Dalam ritual itu saudara-saudara kita melakukan ritual sebagai penghormatan kepada Yesus yang mereka yakini sebagai Putera Tuhan yang lahir kedunia untuk mati sebagai penebus dosa.
Yang Muslim, karena Aqidah Islam yang mengatakan Bahwa Tuhan Allah itu esa, tidak beranak dan tidak sebagai anak, tidak dianjurkan untuk ikut melakukan ritual itu.Â
Namun kita diwajibkan oleh ajaran Islam untuk bersikap toleran terhadap saudara-saudara yang melakukan ibadah ritual agama lain termasuk Natal. Kita tidak boleh mengganggu mereka, baik dengan tindakan ataupun dengan ucapan yang memecah belah kita.
Namun bagaimana toleran itu?
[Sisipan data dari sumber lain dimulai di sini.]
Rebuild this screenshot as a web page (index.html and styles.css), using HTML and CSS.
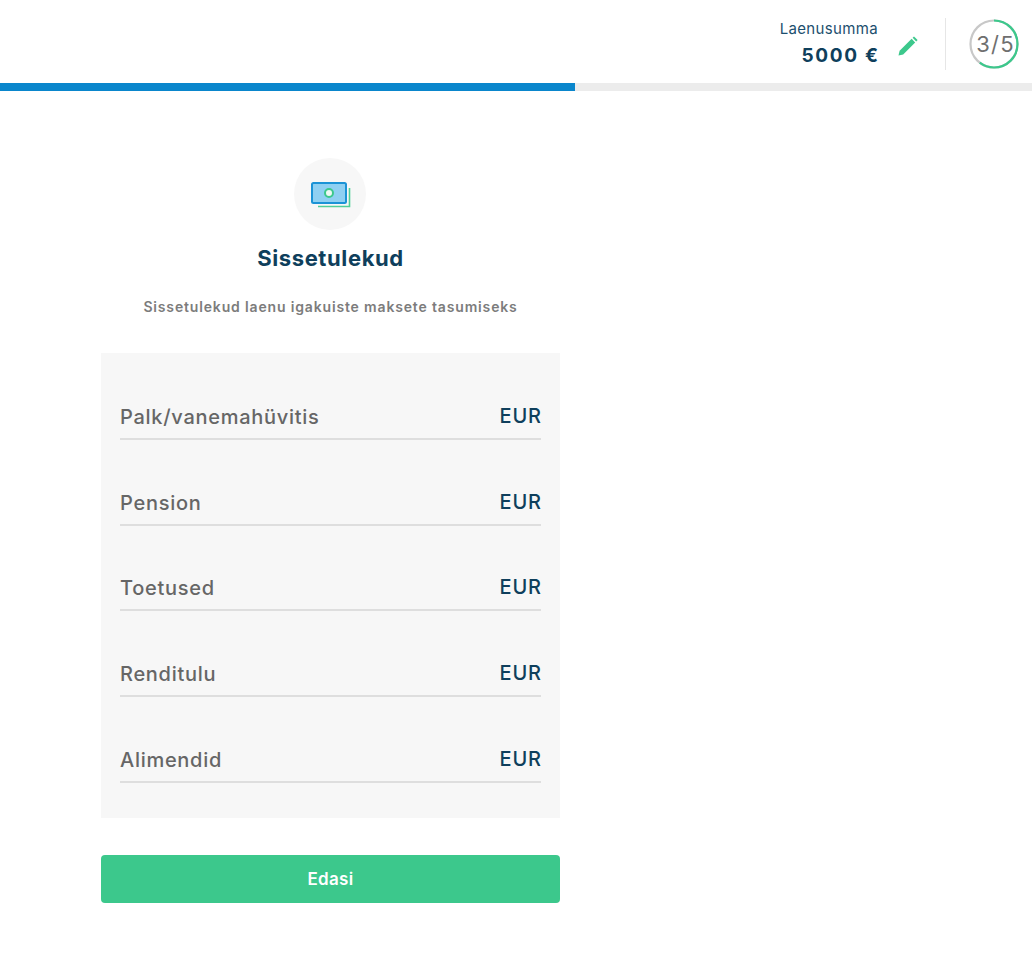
FILE: index.html
```html
<!DOCTYPE html>
<html lang="et">
<head>
    <meta charset="UTF-8">
    <meta name="viewport" content="width=device-width, initial-scale=1.0">
    <title>Sissetulekud</title>
    <link rel="stylesheet" href="styles.css">
</head>
<body>
    <header class="topbar">
        <div class="amount">
            <span class="amount-label">Laenusumma</span>
            <strong class="amount-value">5000 €</strong>
        </div>
        <svg class="pencil" width="20" height="20" viewBox="0 0 20 20">
            <path d="M0.5 19.5 L1.6 14.8 L13.6 2.8 L17.2 6.4 L5.2 18.4 Z" fill="#3cc88c"/>
            <path d="M14.6 1.8 L16 0.4 L19.6 4 L18.2 5.4 Z" fill="#3cc88c"/>
        </svg>
        <div class="divider"></div>
        <div class="step">
            <svg class="step-ring" width="50" height="50" viewBox="0 0 50 50">
                <circle cx="25" cy="25" r="23.5" fill="none" stroke="#c8c8c8" stroke-width="2.2"/>
                <circle cx="25" cy="25" r="23.5" fill="none" stroke="#3cc88c" stroke-width="2.2" stroke-dasharray="88.6 147.7" transform="rotate(-90 25 25)"/>
            </svg>
            <span class="step-text">3/5</span>
        </div>
    </header>
    <div class="progress"><div class="progress-fill" style="width: 575px"></div></div>

    <main class="content">
        <div class="icon-circle">
            <svg class="money" width="40" height="26" viewBox="0 0 40 26">
                <path d="M38.5 6 V24.5 H7" fill="none" stroke="#4fcf98" stroke-width="1.6"/>
                <rect x="1" y="1" width="34" height="20" rx="1.5" fill="#8fd0f2" stroke="#1b93d6" stroke-width="2"/>
                <circle cx="18" cy="11" r="4" fill="#eef8f4" stroke="#3cc88c" stroke-width="2"/>
            </svg>
        </div>
        <h1>Sissetulekud</h1>
        <p class="lead">Sissetulekud laenu igakuiste maksete tasumiseks</p>

        <form class="panel">
            <div class="field"><span class="field-label">Palk/vanemahüvitis</span><span class="field-unit">EUR</span></div>
            <div class="field"><span class="field-label">Pension</span><span class="field-unit">EUR</span></div>
            <div class="field"><span class="field-label">Toetused</span><span class="field-unit">EUR</span></div>
            <div class="field"><span class="field-label">Renditulu</span><span class="field-unit">EUR</span></div>
            <div class="field"><span class="field-label">Alimendid</span><span class="field-unit">EUR</span></div>
        </form>
        <button class="next" type="button">Edasi</button>
    </main>
</body>
</html>
```

FILE: styles.css
```css
body {
    font-family: Inter, "Open Sans", sans-serif;
    background-color: #fff;
    color: #0f3f5c;
    margin: 0;
    padding: 0;
}
.topbar {
    display: flex;
    justify-content: flex-end;
    align-items: center;
    height: 83px;
    padding: 5px 13px 0 0;
    box-sizing: border-box;
}
.amount {
    display: flex;
    flex-direction: column;
    align-items: flex-end;
    padding-top: 2px;
}
.amount-label {
    font-size: 15px;
    line-height: 20px;
    letter-spacing: 0.35px;
    color: #1c4f6e;
}
.amount-value {
    margin: 2px -1.7px 0 0;
    font-size: 19px;
    line-height: 30px;
    font-weight: 700;
    letter-spacing: 1.7px;
}
.pencil {
    margin: 4px 0 0 20px;
}
.divider {
    width: 1px;
    height: 52px;
    margin: 0 23px 0 27px;
    background: #e6e6e6;
}
.step {
    display: flex;
    justify-content: center;
    align-items: center;
    position: relative;
    width: 50px;
    height: 50px;
}
.step-ring {
    position: absolute;
    top: 0;
    left: 0;
}
.step-text {
    padding-left: 3px;
    font-size: 22px;
    letter-spacing: 1.2px;
    color: #6f6f6f;
}
.progress {
    height: 8px;
    background: #ececec;
}
.progress-fill {
    height: 8px;
    background: #0a86cc;
}
.content {
    display: flex;
    flex-direction: column;
    align-items: center;
    width: 459px;
    margin-left: 101px;
    padding-top: 67px;
}
.icon-circle {
    display: flex;
    justify-content: center;
    align-items: center;
    width: 72px;
    height: 72px;
    margin-right: 1px;
    border-radius: 50%;
    background: #f7f7f7;
}
.money {
    margin: 2px 0 0 1px;
}
h1 {
    margin: 14px 0 0;
    font-size: 22px;
    line-height: 28px;
    font-weight: 700;
    letter-spacing: 0.62px;
    color: #0f3f5c;
}
.lead {
    margin: 26px 0 0;
    font-size: 14px;
    line-height: 18px;
    font-weight: 600;
    letter-spacing: 0.84px;
    color: #7c7c7c;
}
.panel {
    align-self: stretch;
    box-sizing: border-box;
    height: 465px;
    margin-top: 37px;
    padding: 1px 19px 0;
    background: #f7f7f7;
}
.field {
    display: flex;
    justify-content: space-between;
    align-items: center;
    box-sizing: border-box;
    height: 85.75px;
    padding-top: 42px;
    border-bottom: 2px solid #dedede;
}
.field-label {
    font-size: 20px;
    font-weight: 500;
    letter-spacing: 0.72px;
    color: #666;
}
.field-unit {
    margin: 0 -0.8px 2px 0;
    font-size: 20px;
    font-weight: 500;
    letter-spacing: 0.8px;
    color: #0f3f5c;
}
.next {
    align-self: stretch;
    height: 48px;
    margin-top: 37px;
    border: none;
    border-radius: 4px;
    background-color: #3cc88c;
    color: #fff;
    font-family: inherit;
    font-size: 17px;
    font-weight: 600;
    letter-spacing: 0.3px;
}
```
Apakah harus mengorbankan aqidah Islam dengan cara ikut melakukan ritual Natal seperti ikut menyanyikan lagu Malam Kudus? Menurut hemat saya, yang Muslim tidak harus seperti itu. Kita tidak dianjurkan mencampuradukkan ajaran kita dengan ajaran lain.
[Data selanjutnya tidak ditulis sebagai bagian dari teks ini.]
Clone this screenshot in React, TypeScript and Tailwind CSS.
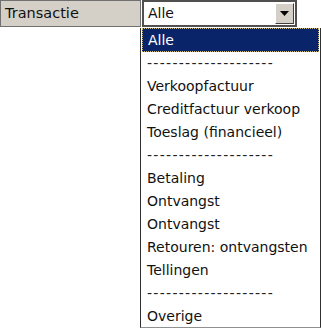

Sama seperti sholat Idul Fitri dan Idul Adha. Umat beragama lain tidak harus ikut sholat Idul dan sholat Idul Adha ataupun sholat lainnya. Karena itu adalah wilayah peribadatan Muslim.
Toleransi, sebagaimana diungkapkan oleh Prof. Ing B.J. Habibie, adalah seperti minuman kopi dan teh. Kita tidak perlu mencampuadukkan kedua jenis minuman itu karena keduanya memiliki karakteristik sendiri. Yang memilih kopi tidak boleh memaksa yang memilih teh untuk mencampurkannya dengan teh, demikian juga sebaliknya.
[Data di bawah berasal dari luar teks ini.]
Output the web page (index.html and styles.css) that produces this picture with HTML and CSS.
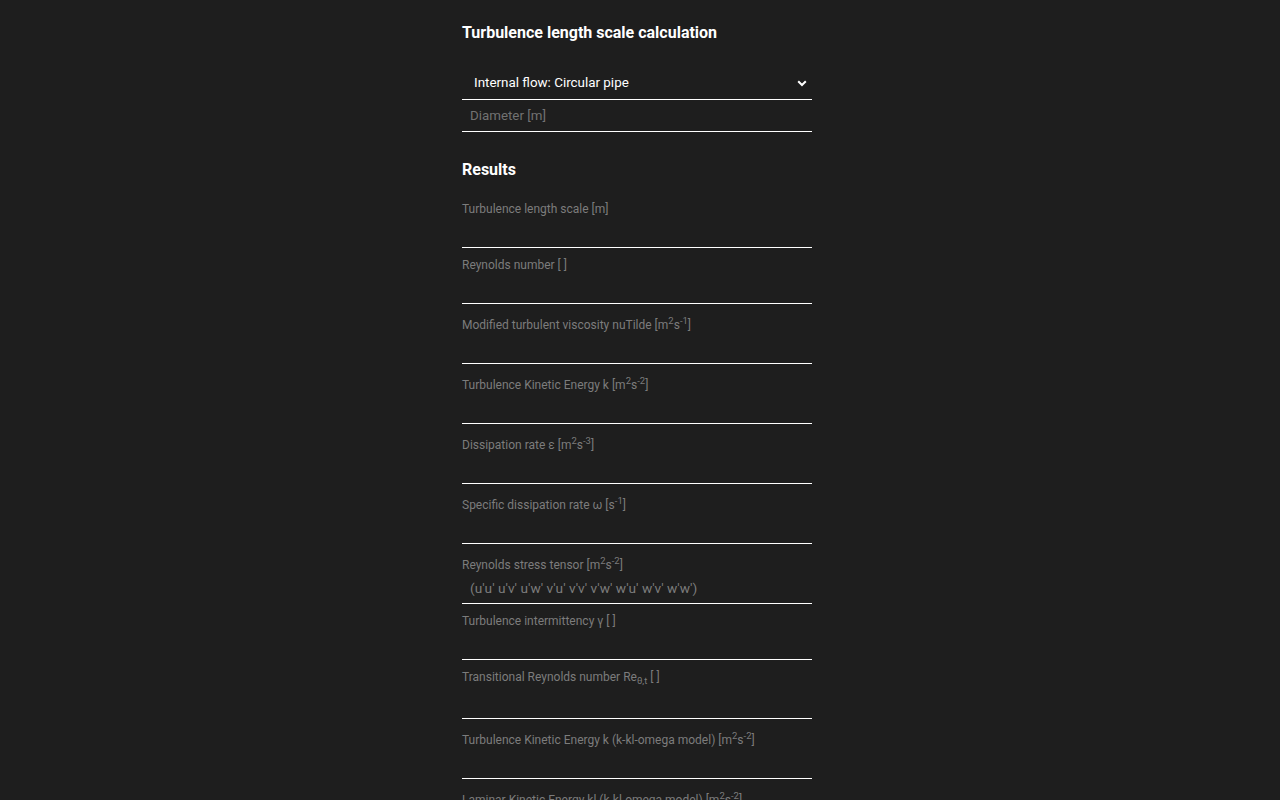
FILE: index.html
```html
<!DOCTYPE html>
<html lang="en">
<head>
<meta charset="utf-8">
<title>Turbulence length scale calculation</title>
<link rel="stylesheet" href="styles.css">
</head>
<body>
<main class="page">
  <h2 class="title">Turbulence length scale calculation</h2>
  <div class="select-wrap">
    <select class="select">
      <option>Internal flow: Circular pipe</option>
      <option>Internal flow: Rectangular duct</option>
      <option>External flow</option>
    </select>
    <svg class="chevron" width="10" height="7" viewBox="0 0 10 7" aria-hidden="true"><path d="M1.2 1.2 L5 5 L8.8 1.2" fill="none" stroke="#fff" stroke-width="2"/></svg>
  </div>
  <input class="input" type="text" placeholder="Diameter [m]">

  <h2 class="results-title">Results</h2>
  <div class="fields">
    <label class="field"><span class="label">Turbulence length scale [m]</span><input class="output" readonly></label>
    <label class="field"><span class="label">Reynolds number [ ]</span><input class="output" readonly></label>
    <label class="field"><span class="label">Modified turbulent viscosity nuTilde [m<sup>2</sup>s<sup>-1</sup>]</span><input class="output" readonly></label>
    <label class="field"><span class="label">Turbulence Kinetic Energy k [m<sup>2</sup>s<sup>-2</sup>]</span><input class="output" readonly></label>
    <label class="field"><span class="label">Dissipation rate ε [m<sup>2</sup>s<sup>-3</sup>]</span><input class="output" readonly></label>
    <label class="field"><span class="label">Specific dissipation rate ω [s<sup>-1</sup>]</span><input class="output" readonly></label>
    <label class="field"><span class="label">Reynolds stress tensor [m<sup>2</sup>s<sup>-2</sup>]</span><input class="output output-tensor" readonly placeholder="(u'u' u'v' u'w' v'u' v'v' v'w' w'u' w'v' w'w')"></label>
    <label class="field"><span class="label">Turbulence intermittency γ [ ]</span><input class="output" readonly></label>
    <label class="field"><span class="label">Transitional Reynolds number Re<sub>θ,t</sub> [ ]</span><input class="output" readonly></label>
    <label class="field"><span class="label">Turbulence Kinetic Energy k (k-kl-omega model) [m<sup>2</sup>s<sup>-2</sup>]</span><input class="output" readonly></label>
    <label class="field"><span class="label">Laminar Kinetic Energy kl (k-kl-omega model) [m<sup>2</sup>s<sup>-2</sup>]</span><input class="output" readonly></label>
    <label class="field"><span class="label">Specific dissipation rate ω (k-kl-omega model) [s<sup>-1</sup>]</span><input class="output" readonly></label>
  </div>
</main>
</body>
</html>
```

FILE: styles.css
```css
html, body {
  margin: 0;
  padding: 0;
  background: #1e1e1e;
}

body {
  font-family: Roboto, "Liberation Sans", Arial, sans-serif;
  color: #ffffff;
}

.page {
  width: 350px;
  margin-left: calc(50% - 178px);
  padding-top: 23px;
  padding-bottom: 40px;
}

.title,
.results-title {
  margin: 0;
  font-size: 16px;
  font-weight: 700;
  line-height: 19px;
  color: #ffffff;
}

.select-wrap {
  position: relative;
  margin-top: 23px;
}

.select {
  appearance: none;
  -webkit-appearance: none;
  display: block;
  width: 100%;
  height: 35px;
  margin: 0;
  padding: 0 30px 0 12px;
  background: transparent;
  border: 0;
  border-bottom: 1px solid #ffffff;
  border-radius: 0;
  color: #ffffff;
  font-family: Roboto, "Liberation Sans", Arial, sans-serif;
  font-size: 13.4px;
  outline: none;
}

.select option {
  background: #1e1e1e;
  color: #ffffff;
}

.chevron {
  position: absolute;
  right: 5px;
  top: 15px;
  pointer-events: none;
}

.input {
  display: block;
  box-sizing: border-box;
  width: 100%;
  height: 32px;
  margin: 0;
  padding: 0 8px;
  background: transparent;
  border: 0;
  border-bottom: 1px solid #ffffff;
  color: #ffffff;
  font-family: Roboto, "Liberation Sans", Arial, sans-serif;
  font-size: 13.33px;
  outline: none;
}

.input::placeholder {
  color: #727272;
}

.results-title {
  margin-top: 28px;
}

.fields {
  display: flex;
  flex-direction: column;
  margin-top: 13px;
}

.field {
  display: flex;
  flex-direction: column;
  padding-top: 10px;
}

.label {
  font-size: 12px;
  line-height: 14px;
  color: #7c7c7c;
}

.label sup {
  font-size: 9.5px;
}

.label sub {
  font-size: 9.5px;
  line-height: 12px;
}

.output {
  display: block;
  box-sizing: border-box;
  width: 100%;
  height: 32px;
  margin: 0;
  padding: 0 8px;
  background: transparent;
  border: 0;
  border-bottom: 1px solid #ffffff;
  color: #ffffff;
  font-family: Roboto, "Liberation Sans", Arial, sans-serif;
  font-size: 13.33px;
  outline: none;
}

.output-tensor {
  font-size: 13.7px;
}

.output::placeholder {
  color: #7c7c7c;
}
```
Saya memisalkan kita bersama-sama menikmati minuman pilihan kita. Kedua minuman itu berada di atas meja besar benama Indonesia. Meja itu berdiri di atas landasan Pancasila. Kita duduk bersama-sama menikmati minuman kita masing-masing. Duduk akrab, saling tersenyum saling memahami, saling menghormati pilihan minuman pilihan masing-masing. Dan saling mengucapkan kata "Silahkan dan selamat menikmati minuman Anda." Dengan cara itu kita tetap bersaudara meski memiliki pilihan yang berbeda.